On June 18, U.S. District Court Judge William J. Haynes ruled that Tennessee’s law, giving the two largest parties the best spots on the general election ballot, is unconstitutional. He also again struck down the law that requires newly-qualifying parties to submit 40,042 valid signatures (2.5% of the last gubernatorial vote).
Judge Haynes had struck down the number of signatures in the same case, but the Sixth Circuit had remanded the case back to him, and requested that he review the number of signatures again. The Sixth Circuit mentioned that in 1971, the U.S. Supreme Court had upheld Georgia’s petition requirement of 5% of the number of registered voters. In response, Judge Haynes reaffirmed his original decision, pointing out that Tennessee is obviously not concerned about crowded ballots, because it allows presidential primary candidates to get on the ballot with only 2,500 signatures; and it lets all candidates for other office get on primary ballots with only 25 signatures.
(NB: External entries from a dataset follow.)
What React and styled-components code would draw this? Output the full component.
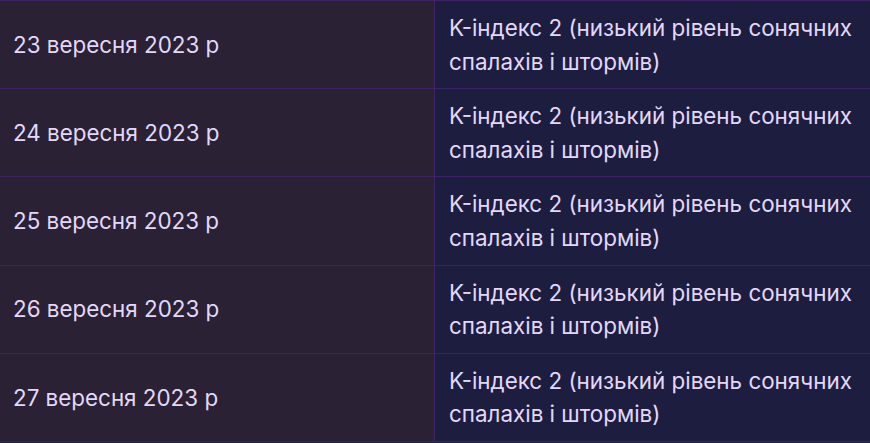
import styled, { createGlobalStyle } from "styled-components"

const GlobalStyle = createGlobalStyle`
  html, body {
    margin: 0;
    padding: 0;
    background: #1d1e3f;
  }
`

const rows = [
  "23 вересня 2023 р",
  "24 вересня 2023 р",
  "25 вересня 2023 р",
  "26 вересня 2023 р",
  "27 вересня 2023 р",
]

function App() {
  return (
    <>
      <GlobalStyle />
      <Table>
        {rows.map((date) => (
          <Row key={date}>
            <DateCell>{date}</DateCell>
            <InfoCell>K-індекс 2 (низький рівень сонячних спалахів і штормів)</InfoCell>
          </Row>
        ))}
      </Table>
    </>
  )
}

export default App

const Table = styled.div`
  width: 870px;
  display: flex;
  flex-direction: column;
  border-bottom: 1px solid #3d2366;
  font-family: Inter, "Noto Sans", sans-serif;
  font-size: 22.4px;
  line-height: 33.6px;
  color: #e3d8fa;
`
const Row = styled.div`
  display: grid;
  grid-template-columns: 435px 1fr;
  border-top: 1px solid #3d2366;
  height: 87.2px;
`
const DateCell = styled.div`
  background: #2a2135;
  padding: 0 13px;
  display: flex;
  align-items: center;
  border-right: 1px solid #3d2366;
`
const InfoCell = styled.div`
  background: #1d1e3f;
  padding: 0 14px;
  display: flex;
  align-items: center;
`
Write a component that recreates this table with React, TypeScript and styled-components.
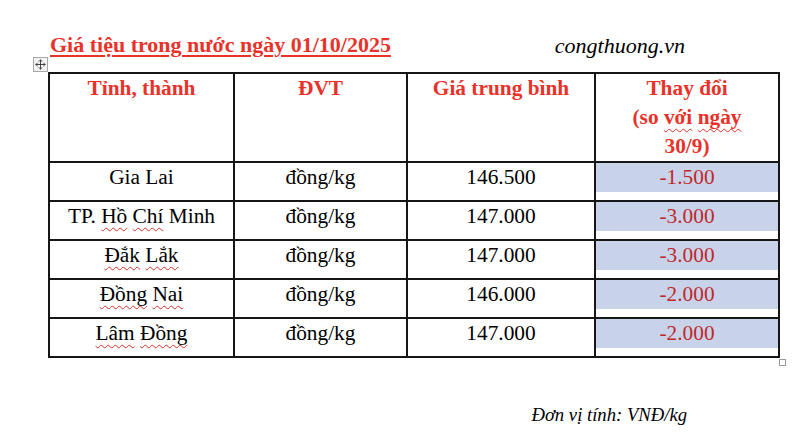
import { FC } from 'react';
import styled, { createGlobalStyle } from 'styled-components';
import { Move } from 'lucide-react';

const GlobalStyle = createGlobalStyle`
  html, body {
    margin: 0;
    padding: 0;
    background: #fff;
  }
  body {
    font-family: 'Liberation Serif', 'Times New Roman', serif;
    color: #000;
  }
`;

const Page = styled.div`
  width: 800px;
  height: 436px;
  box-sizing: border-box;
  padding: 30px 0 0 48px;
`;

const TitleRow = styled.div`
  display: flex;
  align-items: baseline;
  justify-content: space-between;
  width: 635px;
  padding-left: 2px;
  line-height: 29px;
`;

const Title = styled.h1`
  margin: 0;
  font-size: 22px;
  font-weight: bold;
  color: #e8322a;
  text-decoration: underline;
  text-decoration-thickness: 2px;
  text-underline-offset: 3px;
`;

const Source = styled.span`
  font-size: 22px;
  font-style: italic;
  position: relative;
  top: 1px;
`;

const TableArea = styled.div`
  position: relative;
  margin-top: 13px;
  width: 730px;
`;

const MoveHandle = styled.div`
  position: absolute;
  left: -15px;
  top: -15px;
  width: 13px;
  height: 13px;
  border: 1px solid #a8a8a8;
  background: #f3f3f3;
  display: flex;
  align-items: center;
  justify-content: center;
  color: #333;
`;

const ResizeHandle = styled.div`
  position: absolute;
  right: -8px;
  bottom: -8px;
  width: 5px;
  height: 5px;
  border: 1px solid #9a9a9a;
  background: #fff;
`;

const PriceTable = styled.table`
  width: 730px;
  table-layout: fixed;
  border-collapse: collapse;
  font-size: 21.33px;
  line-height: 29px;
`;

const HeadCell = styled.th`
  border: 2px solid #161616;
  padding: 0;
  height: 86px;
  vertical-align: top;
  text-align: center;
  font-weight: bold;
  color: #e8322a;
`;

const Cell = styled.td`
  border: 2px solid #161616;
  padding: 0 0 8px;
  vertical-align: top;
  text-align: center;
`;

const Shaded = styled.div`
  background: #c8d3ea;
  color: #c0282a;
`;

const Misspelt = styled.span`
  text-decoration: underline wavy #d9302a;
  text-decoration-thickness: 1px;
  text-underline-offset: 4px;
  text-decoration-skip-ink: none;
`;

const Footer = styled.div`
  width: 639px;
  margin-top: 46px;
  text-align: right;
  font-size: 18.67px;
  font-style: italic;
`;

interface Row {
  place: React.ReactNode;
  price: string;
  change: string;
}

const rows: Row[] = [
  { place: 'Gia Lai', price: '146.500', change: '-1.500' },
  {
    place: (
      <>
        TP. <Misspelt>Hồ</Misspelt> <Misspelt>Chí</Misspelt> Minh
      </>
    ),
    price: '147.000',
    change: '-3.000',
  },
  {
    place: (
      <>
        <Misspelt>Đắk</Misspelt> <Misspelt>Lắk</Misspelt>
      </>
    ),
    price: '147.000',
    change: '-3.000',
  },
  {
    place: (
      <>
        <Misspelt>Đồng</Misspelt> <Misspelt>Nai</Misspelt>
      </>
    ),
    price: '146.000',
    change: '-2.000',
  },
  {
    place: (
      <>
        <Misspelt>Lâm</Misspelt> <Misspelt>Đồng</Misspelt>
      </>
    ),
    price: '147.000',
    change: '-2.000',
  },
];

const App: FC = () => {
  return (
    <Page>
      <GlobalStyle />
      <TitleRow>
        <Title>Giá tiệu trong nước ngày 01/10/2025</Title>
        <Source>congthuong.vn</Source>
      </TitleRow>
      <TableArea>
        <MoveHandle>
          <Move size={11} strokeWidth={2} />
        </MoveHandle>
        <PriceTable>
          <colgroup>
            <col style={{ width: 185 }} />
            <col style={{ width: 173 }} />
            <col style={{ width: 188 }} />
            <col style={{ width: 184 }} />
          </colgroup>
          <thead>
            <tr>
              <HeadCell>Tỉnh, thành</HeadCell>
              <HeadCell>ĐVT</HeadCell>
              <HeadCell>Giá trung bình</HeadCell>
              <HeadCell>
                Thay đổi
                <br /> (so <Misspelt>với</Misspelt> <Misspelt>ngày</Misspelt>
                <br />
                30/9)
              </HeadCell>
            </tr>
          </thead>
          <tbody>
            {rows.map((row) => (
              <tr key={row.price + row.change + String(row.place)}>
                <Cell>{row.place}</Cell>
                <Cell>đồng/kg</Cell>
                <Cell>{row.price}</Cell>
                <Cell>
                  <Shaded>{row.change}</Shaded>
                </Cell>
              </tr>
            ))}
          </tbody>
        </PriceTable>
        <ResizeHandle />
      </TableArea>
      <Footer>Đơn vị tính: VNĐ/kg</Footer>
    </Page>
  );
};

export default App;
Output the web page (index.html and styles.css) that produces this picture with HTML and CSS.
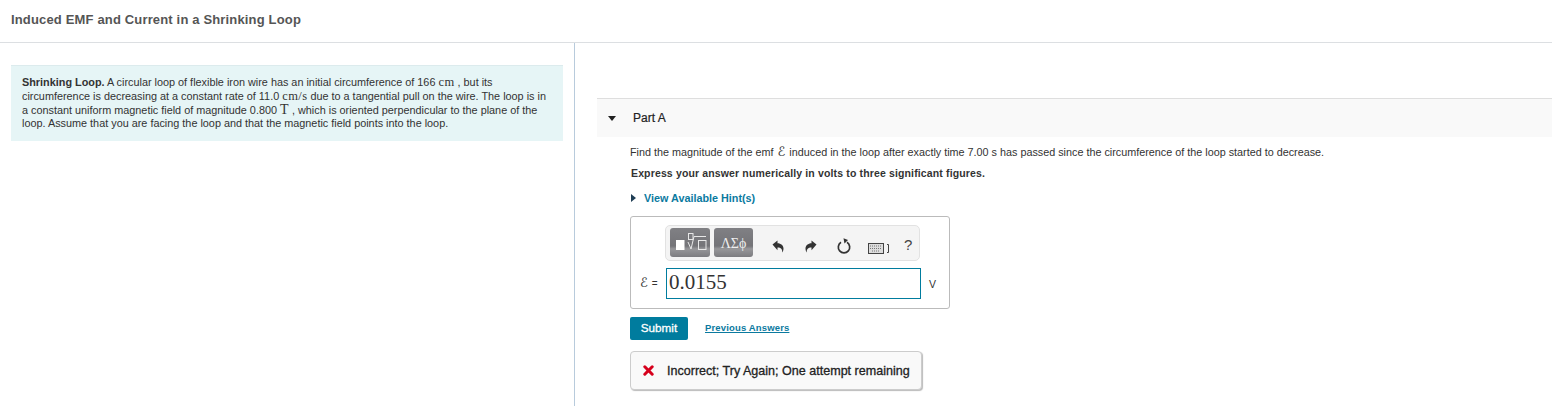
FILE: index.html
```html
<!DOCTYPE html>
<html lang="en">
<head>
    <meta charset="UTF-8">
    <title>Induced EMF and Current in a Shrinking Loop</title>
    <link rel="stylesheet" href="styles.css">
</head>
<body>

    <!-- Title bar -->
    <header class="page-title">
        <h1>Induced EMF and Current in a Shrinking Loop</h1>
    </header>

    <div class="columns">

        <!-- Problem intro -->
        <aside class="left-pane">
            <div class="intro">
                <b>Shrinking Loop.</b> A circular loop of flexible iron wire has an initial circumference of 166 <span class="math">cm</span> , but its<br>
                circumference is decreasing at a constant rate of 11.0 <span class="math">cm/s</span> due to a tangential pull on the wire. The loop is in<br>
                a constant uniform magnetic field of magnitude 0.800 <span class="math big">T</span> , which is oriented perpendicular to the plane of the<br>
                loop. Assume that you are facing the loop and that the magnetic field points into the loop.
            </div>
        </aside>

        <!-- Part A -->
        <main class="right-pane">
            <div class="part-head">
                <span class="arrow-down"></span>
                <span class="part-name">Part A</span>
            </div>

            <div class="part-body">
                <p class="question">Find the magnitude of the emf <span class="script-e">ℰ</span> induced in the loop after exactly time 7.00 s has passed since the circumference of the loop started to decrease.</p>
                <p class="instruction">Express your answer numerically in volts to three significant figures.</p>

                <div class="hints">
                    <span class="arrow-right"></span>
                    <a href="#" class="hint-link">View Available Hint(s)</a>
                </div>

                <div class="answer-box">
                    <div class="toolbar">
                        <div class="tool-btn templates">
                            <svg width="40" height="29" viewBox="0 0 40 29">
                                <rect x="6" y="12" width="8.500" height="10" fill="#fff"/>
                                <rect x="18.500" y="5.500" width="4.500" height="6" fill="none" stroke="#e8e8e8"/>
                                <path d="M18 14l3 7 3-12.500h12" fill="none" stroke="#e8e8e8"/>
                                <rect x="28.500" y="12.500" width="7.500" height="9" fill="none" stroke="#e8e8e8"/>
                            </svg>
                        </div>
                        <div class="tool-btn symbols">ΛΣϕ</div>

                        <svg class="tool-icon undo" width="12" height="13" viewBox="0 0 12 13">
                            <path d="M0.500 4.500L5.500 0.500v2.700c3.500 0 6 2.300 6 5.300 0 1.500-0.500 3-1.300 4 0.300-3.200-1.200-5-4.700-5v2.700z" fill="#333"/>
                        </svg>
                        <svg class="tool-icon redo" width="12" height="13" viewBox="0 0 12 13">
                            <path d="M11.500 4.500L6.500 0.500v2.700c-3.500 0-6 2.300-6 5.300 0 1.500 0.500 3 1.300 4-0.300-3.200 1.200-5 4.700-5v2.700z" fill="#333"/>
                        </svg>
                        <svg class="tool-icon reset" width="14" height="16" viewBox="0 0 14 16">
                            <path d="M4 4.300a5.700 5.700 0 1 0 6 0" fill="none" stroke="#333" stroke-width="1.700"/>
                            <path d="M6.500 0.300l4.500 1.700-3.500 3.500z" fill="#333"/>
                        </svg>
                        <svg class="tool-icon keyboard" width="22" height="11" viewBox="0 0 22 11">
                            <rect x="0.500" y="0.500" width="15" height="10" fill="#ddd" stroke="#444"/>
                            <path d="M2 3h12M2 5.500h12M4 8h8" stroke="#777" stroke-dasharray="1 1"/>
                            <path d="M19 1.500h1.500v8H19" fill="none" stroke="#444"/>
                        </svg>
                        <span class="tool-help">?</span>
                    </div>

                    <div class="answer-row">
                        <span class="answer-label"><span class="script-e">ℰ</span> =</span>
                        <div class="answer-input">0.0155</div>
                        <span class="answer-unit">V</span>
                    </div>
                </div>

                <div class="actions">
                    <button class="submit-btn">Submit</button>
                    <a href="#" class="prev-link">Previous Answers</a>
                </div>

                <div class="feedback">
                    <svg width="11" height="11" viewBox="0 0 11 11">
                        <path d="M1.800 1.800l7.400 7.400M9.200 1.800l-7.400 7.400" stroke="#d6001c" stroke-width="3" stroke-linecap="round"/>
                    </svg>
                    <span>Incorrect; Try Again; One attempt remaining</span>
                </div>
            </div>
        </main>

    </div>

</body>
</html>
```

FILE: styles.css
```css
html, body {
    height: 100%;
}

body {
    margin: 0;
    font-family: 'Liberation Sans', Arial, sans-serif;
    color: #333;
    background: white;
    display: flex;
    flex-direction: column;
    overflow: hidden;
}

.page-title {
    height: 42px;
    border-bottom: 1px solid #dcdfe2;
    flex: none;
}

h1 {
    margin: 0;
    padding: 11px 0 0 11px;
    font-size: 13px;
    line-height: 17px;
    font-weight: bold;
    letter-spacing: 0.16px;
    color: #555;
}

.columns {
    display: flex;
    flex: 1;
}

.left-pane {
    width: 574px;
    border-right: 1px solid #b8cbdc;
    padding-top: 22px;
    flex: none;
}

.intro {
    width: 552px;
    margin-left: 11px;
    box-sizing: border-box;
    height: 76px;
    padding: 10px 0 0 11px;
    background: #e6f5f6;
    border-top: 1px solid #dcebed;
    font-size: 10.85px;
    line-height: 13.8px;
    color: #333;
}

.math {
    font-family: 'Liberation Serif', serif;
    font-size: 12.5px;
    line-height: 0;
    letter-spacing: 0.4px;
}

.math.big {
    font-size: 14px;
}

.right-pane {
    flex: 1;
    padding-top: 55px;
}

.part-head {
    height: 38px;
    background: #f9f9f9;
    border-top: 1px solid #dedede;
    margin-left: 22px;
    display: flex;
    align-items: center;
}

.arrow-down {
    width: 0;
    height: 0;
    margin-left: 11px;
    border-left: 4.5px solid transparent;
    border-right: 4.5px solid transparent;
    border-top: 5px solid #222;
}

.part-name {
    margin-left: 17px;
    font-size: 12px;
    color: #222;
    -webkit-text-stroke: 0.2px #222;
}

.part-body {
    margin-left: 55px;
}

.question {
    margin: 0;
    padding-top: 8px;
    font-size: 10.8px;
    line-height: 15px;
}

.script-e {
    font-family: 'Liberation Serif', 'DejaVu Sans', serif;
    font-size: 13px;
    line-height: 0;
    margin: 0 1px;
}

.instruction {
    margin: 6px 0 0;
    padding-left: 1px;
    font-size: 10.5px;
    line-height: 15px;
    font-weight: bold;
    letter-spacing: 0.14px;
}

.hints {
    margin-top: 9px;
    display: flex;
    align-items: center;
    height: 15px;
}

.arrow-right {
    width: 0;
    height: 0;
    margin-left: 1px;
    border-top: 4px solid transparent;
    border-bottom: 4px solid transparent;
    border-left: 5px solid #1f3e55;
}

.hint-link {
    margin-left: 8px;
    font-size: 10.8px;
    font-weight: bold;
    color: #0b7a9f;
    text-decoration: none;
}

.answer-box {
    width: 320px;
    height: 93px;
    box-sizing: border-box;
    margin-top: 11px;
    border: 1px solid #bbb;
    border-radius: 3px;
    padding-top: 8px;
}

.toolbar {
    width: 255px;
    height: 36px;
    box-sizing: border-box;
    margin-left: 34px;
    padding: 2px 0 0 4px;
    background: #f4f4f4;
    border: 1px solid #e2e2e2;
    border-radius: 5px;
    display: flex;
    align-items: flex-start;
}

.tool-btn {
    height: 29px;
    border-radius: 3px;
    background: linear-gradient(#808084 0, #747478 62%, #97979a 72%, #7c7c80 100%);
    color: #eee;
    flex: none;
}

.templates {
    width: 40px;
}

.templates svg {
    display: block;
}

.symbols {
    width: 39px;
    margin-left: 4px;
    font-family: 'Liberation Serif', serif;
    font-size: 14px;
    line-height: 31px;
    text-align: center;
}

.tool-icon {
    flex: none;
    margin-top: 12px;
}

.undo {
    margin-left: 19px;
}

.redo {
    margin-left: 21px;
}

.reset {
    margin-left: 20px;
    margin-top: 10px;
}

.keyboard {
    margin-left: 17px;
    margin-top: 15px;
}

.tool-help {
    margin-left: 14px;
    margin-top: 9px;
    font-size: 15px;
    line-height: 16px;
    color: #444;
}

.answer-row {
    display: flex;
    align-items: center;
    margin-top: 7px;
}

.answer-label {
    width: 35px;
    box-sizing: border-box;
    padding-left: 8px;
    font-size: 10px;
    white-space: nowrap;
}

.answer-input {
    width: 255px;
    height: 31px;
    box-sizing: border-box;
    border: 1px solid #007c9e;
    padding-left: 2px;
    font-family: 'Liberation Serif', serif;
    font-size: 21px;
    line-height: 26px;
    color: #333;
}

.answer-unit {
    margin-left: 8px;
    font-size: 10.5px;
}

.actions {
    margin-top: 8px;
    display: flex;
    align-items: center;
}

.submit-btn {
    width: 58px;
    height: 23px;
    padding: 0 0 2px;
    border: none;
    border-radius: 2px;
    background: #007c9e;
    color: white;
    font-family: inherit;
    font-size: 11.7px;
    -webkit-text-stroke: 0.3px white;
}

.prev-link {
    margin-left: 17px;
    margin-bottom: 2px;
    font-size: 9.5px;
    font-weight: bold;
    letter-spacing: 0.15px;
    color: #0b7a9f;
}

.feedback {
    width: 292px;
    height: 39px;
    margin-top: 11px;
    box-sizing: border-box;
    background: #f9f9f9;
    border: 1px solid #ccc;
    border-radius: 4px;
    box-shadow: 1px 1px 1px #bbb;
    display: flex;
    align-items: center;
    font-size: 12.55px;
    color: #222;
    -webkit-text-stroke: 0.3px #222;
}

.feedback svg {
    margin-left: 12px;
    margin-right: 13px;
    flex: none;
}

.feedback span {
    white-space: nowrap;
}
```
Also he mentioned that Tennessee lets independent candidates get on the ballot for President with 275 signatures and independent candidates for all other office only need 25 signatures.
The part of the decision on ballot order of candidates is surely the most thorough court opinion on that subject ever written. The opinion contains an exhaustive report on research on whether ballot access order affects voting behavior.